I try not to think about what kind of shape I would be in if I not stopped swimming after college (back when dinosaurs ruled the earth.) For various reasons (some of which were good) I had not been swimming for a few months. I found that I was back up to my slow pace and could handle the modest distance swum in about three workouts (with a nap after) but my shoulders are feeling a little tender so I am not swimming every day and cutting back on the yardage for a while. It finally looks like spring so I can supplement the swimming with a little running and biking so as not to overdo it.
And I certainly think that the idea of buying another XH-1 and a new computer makes sense for you. After all if you are using three cameras on a shoot then you don't have a backup until you get that fourth one.
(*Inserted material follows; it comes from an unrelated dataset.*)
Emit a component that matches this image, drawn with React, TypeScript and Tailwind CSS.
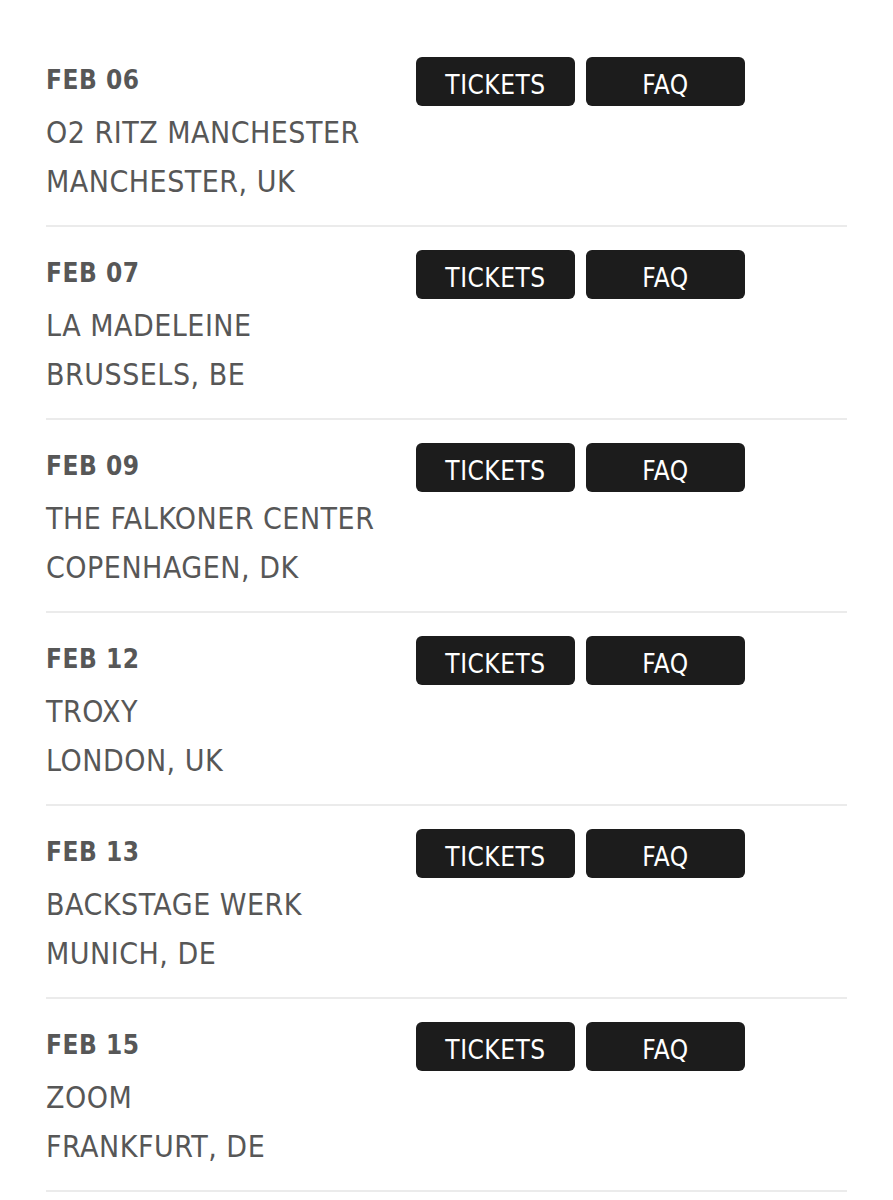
const shows = [
  { date: "FEB 06", venue: "O2 RITZ MANCHESTER", city: "MANCHESTER, UK" },
  { date: "FEB 07", venue: "LA MADELEINE", city: "BRUSSELS, BE" },
  { date: "FEB 09", venue: "THE FALKONER CENTER", city: "COPENHAGEN, DK" },
  { date: "FEB 12", venue: "TROXY", city: "LONDON, UK" },
  { date: "FEB 13", venue: "BACKSTAGE WERK", city: "MUNICH, DE" },
  { date: "FEB 15", venue: "ZOOM", city: "FRANKFURT, DE" },
];

const font = {
  fontFamily: '"DejaVu Sans Condensed", "Liberation Sans", sans-serif',
};

function ShowRow({ date, venue, city }: { date: string; venue: string; city: string }) {
  return (
    <div className="flex border-b-2 border-[#ebebeb] pt-[23px] pb-[19px]">
      <div className="w-[370px] whitespace-nowrap text-[#575757]">
        <div className="mt-[7px] text-[26px] font-bold leading-[32px] tracking-[0.5px]">{date}</div>
        <div className="mt-[12px] text-[30px] leading-[49px] tracking-[0.5px]">{venue}</div>
        <div className="text-[30px] leading-[49px] tracking-[0.5px]">{city}</div>
      </div>
      <div className="flex items-start gap-[11px]">
        <a href="#" className="flex h-[49px] w-[159px] items-center justify-center rounded-[6px] bg-[#1c1c1c] pt-[8px] text-[26px] tracking-[0.5px] text-white">
          TICKETS
        </a>
        <a href="#" className="flex h-[49px] w-[159px] items-center justify-center rounded-[6px] bg-[#1c1c1c] pt-[8px] text-[26px] tracking-[0.5px] text-white">
          FAQ
        </a>
      </div>
    </div>
  );
}

export default function App() {
  return (
    <div className="min-h-screen bg-white px-[46px] pt-[34px]" style={font}>
      <div className="w-[801px]">
        {shows.map((s) => (
          <ShowRow key={s.date} {...s} />
        ))}
      </div>
    </div>
  );
}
I have some questions about Apple's pricing and their ideas about computers, but photography not IT is your job and you get to spend your money the way you want.
I'm off to the pool for an abbreviated workout.

ODL Designs said...

Good to hear you are better!

Just as a thought, one upon a time you wrote an article about renting why additional equipment when needed... Why the move to own so many bodies vs. Renting? Is it a lack of rental facilities?

Craig Yuill said...

I am glad that you are finally over your cold. I hate it when I get a "nuisance" cold, and really hate it when I get a bad one that lasts for weeks.

Have fun deciding on an updated iMac. While you are updating your computer, you might want to consider updating the drive you are doing video projects on to an external SSD drive. I had a hard drive with video files and projects fail on me about a year ago. I switched over to using a 1TB Samsung T5 external drive for storing video projects that I am actively working on. I figure that the frequent saving to the drive by video-editing software is hard on the head and drive mechanisms of a traditional hard drive, leading to failure after a short amount of time. I expect my SSD drive to be much more reliable for video editing in the long run. Original video files and finished projects, however, are kept on multiple traditional hard drives, which get (relatively) gentle use.